By virtue of F.S.1967, Section 924.06(2), F.S.A., appellant has the right to appeal from an order granting probation in the same manner and with the same scope and same effect as if judgment of conviction had been entered and appealed from. It appears to be the legislative intent that one appealing from an order granting probation should be treated exactly the same as one appealing from a judgment and sentence. Thus, if one who has been adjudicated and sentenced is entitled to be at liberty on bail pending appeal, he should be equally entitled to be at liberty under terms of a supersedeas bond pending appeal from an order of probation.
Although the state contends that appellant is now at liberty under the provisions of the two orders of probation, it is clearly not an unrestricted or unfettered liberty, but requires the appellant to comply with a number of general and specific conditions.

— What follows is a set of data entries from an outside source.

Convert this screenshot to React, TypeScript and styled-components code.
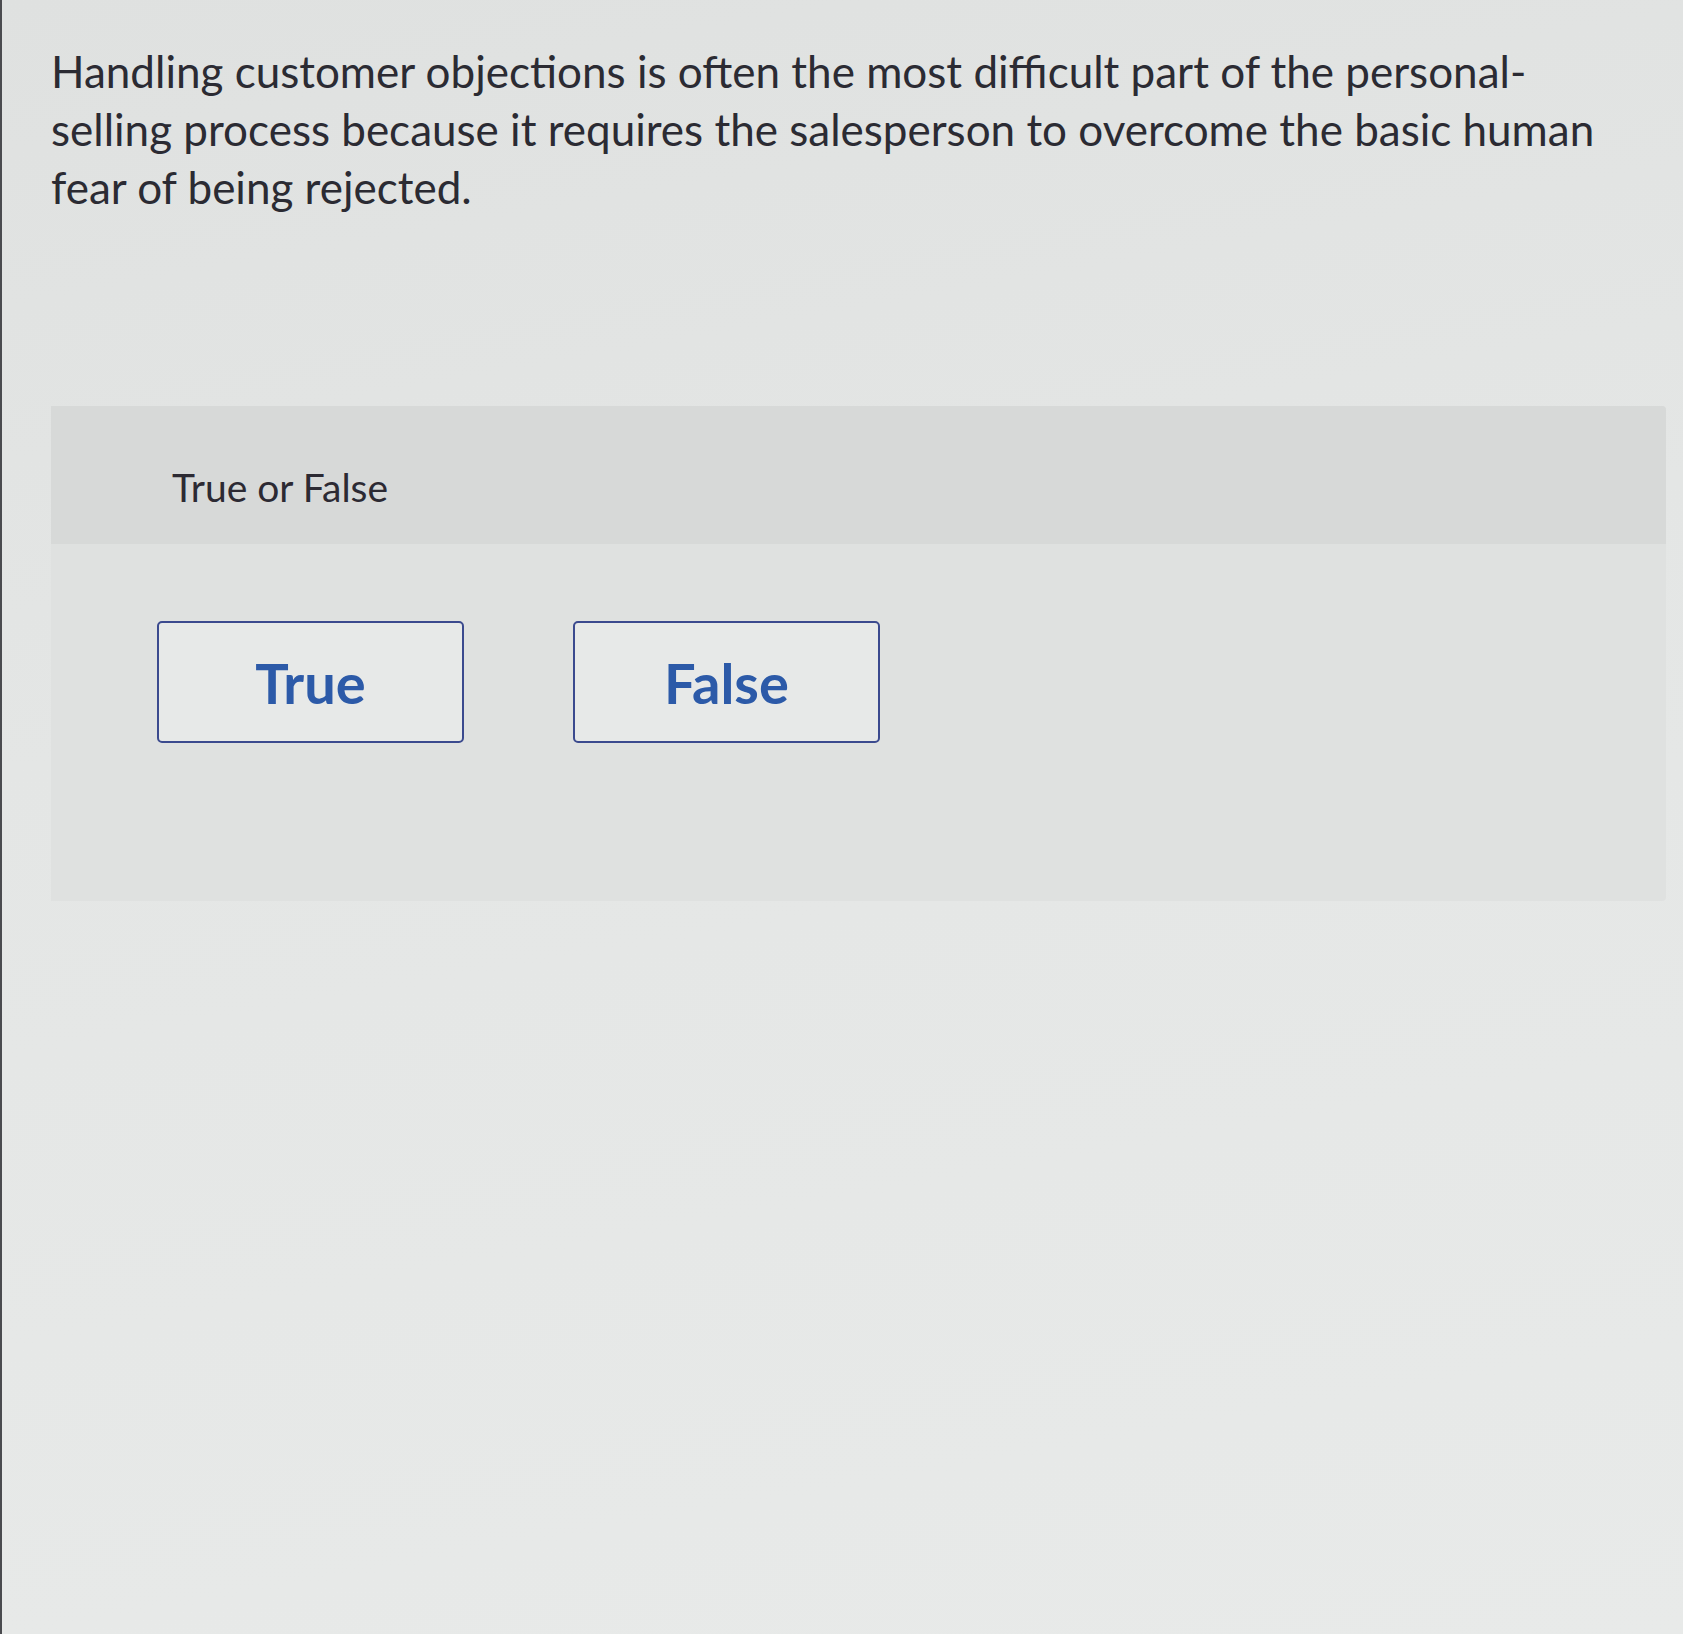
import styled, { createGlobalStyle } from "styled-components"

const Global = createGlobalStyle`
  html, body {
    margin: 0;
    padding: 0;
  }
  body {
    background: linear-gradient(170deg, #dfe1e0 0%, #e4e6e5 40%, #e8eae9 100%);
    font-family: Lato, "Open Sans", sans-serif;
    color: #2b2b33;
  }
`

const App = () => {
  return (
    <Page>
      <Global />
      <Question>
        Handling customer objections is often the most difficult part of the personal-selling process because it
        requires the salesperson to overcome the basic human fear of being rejected.
      </Question>
      <Panel>
        <PanelHead>
          <Prompt>True or False</Prompt>
        </PanelHead>
        <Choices>
          <Choice>True</Choice>
          <Choice>False</Choice>
        </Choices>
      </Panel>
    </Page>
  )
}

export default App

const Page = styled.div`
  min-height: 1634px;
  box-sizing: border-box;
  padding: 42px 17px 0 49px;
  border-left: 2px solid #4a4b4f;
`

const Question = styled.p`
  margin: 0;
  width: 1565px;
  font-size: 44px;
  line-height: 58px;
  font-weight: 400;
`

const Panel = styled.div`
  margin-top: 190px;
  background: #dfe1e0;
  border-radius: 0 4px 4px 0;
  overflow: hidden;
  height: 495px;
`

const PanelHead = styled.div`
  background: #d7d9d8;
  height: 138px;
  box-sizing: border-box;
  padding: 58px 0 0 121px;
`

const Prompt = styled.span`
  font-size: 39px;
  line-height: 46px;
  color: #2c2a33;
`

const Choices = styled.div`
  display: flex;
  gap: 109px;
  padding: 77px 0 0 106px;
`

const Choice = styled.button`
  width: 307px;
  height: 122px;
  box-sizing: border-box;
  background: #e7e9e8;
  border: 2px solid #3b4a8e;
  border-radius: 5px;
  font-family: Lato, "Open Sans", sans-serif;
  font-size: 56px;
  font-weight: 700;
  color: #2c5aa8;
  cursor: pointer;
`
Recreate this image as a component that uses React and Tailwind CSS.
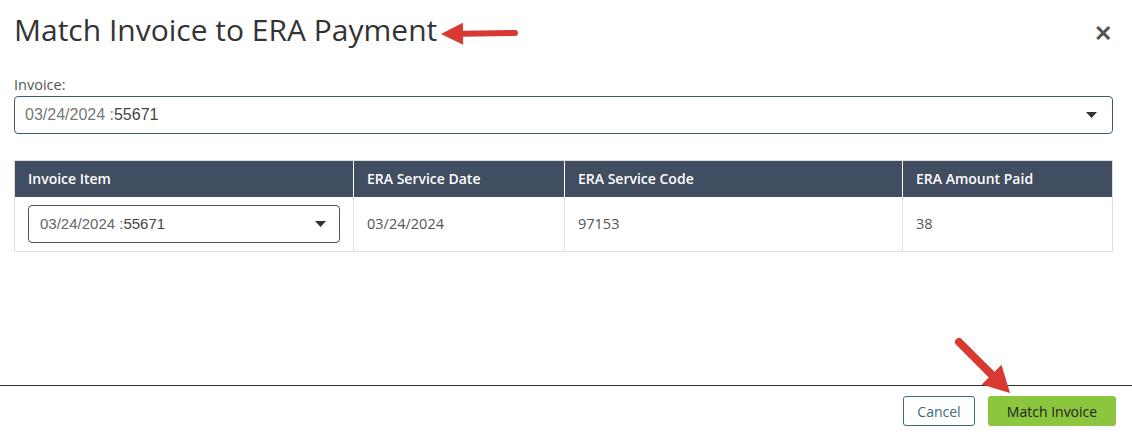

We see no valid reason for there to be greater restrictions or limitations placed upon one’s liberty pending appeal from an order of probation than would be the case if, instead of having been placed on probation, such person had been adjudicated and sentenced and then appealed.
Of course, following conviction one does not have a right to be at liberty pending appeal, but rather this is a matter which rests within the sound judicial discretion of the trial court. Younghans v. State, Fla.1956, 90 So.2d 308. The cited case establishes the principles which govern the exercise of such discretion. We merely hold here that one who appeals from an order of probation and applies to the trial court for a stay or supersedeas of the order of probation pending appeal, is entitled to have such application considered and determine by the same principles and considerations which would apply if such person had been adjudicated and sentenced *265and was applying to the court for bail pending appeal from such judgment and sentence.
We relinquish jurisdiction of the cause temporarily and remand it to the trial court with directions to reconsider the motions in accordance with the principles set forth in Younghans v. State, supra.
It is so ordered.
McCAIN and REED, JJ., concur.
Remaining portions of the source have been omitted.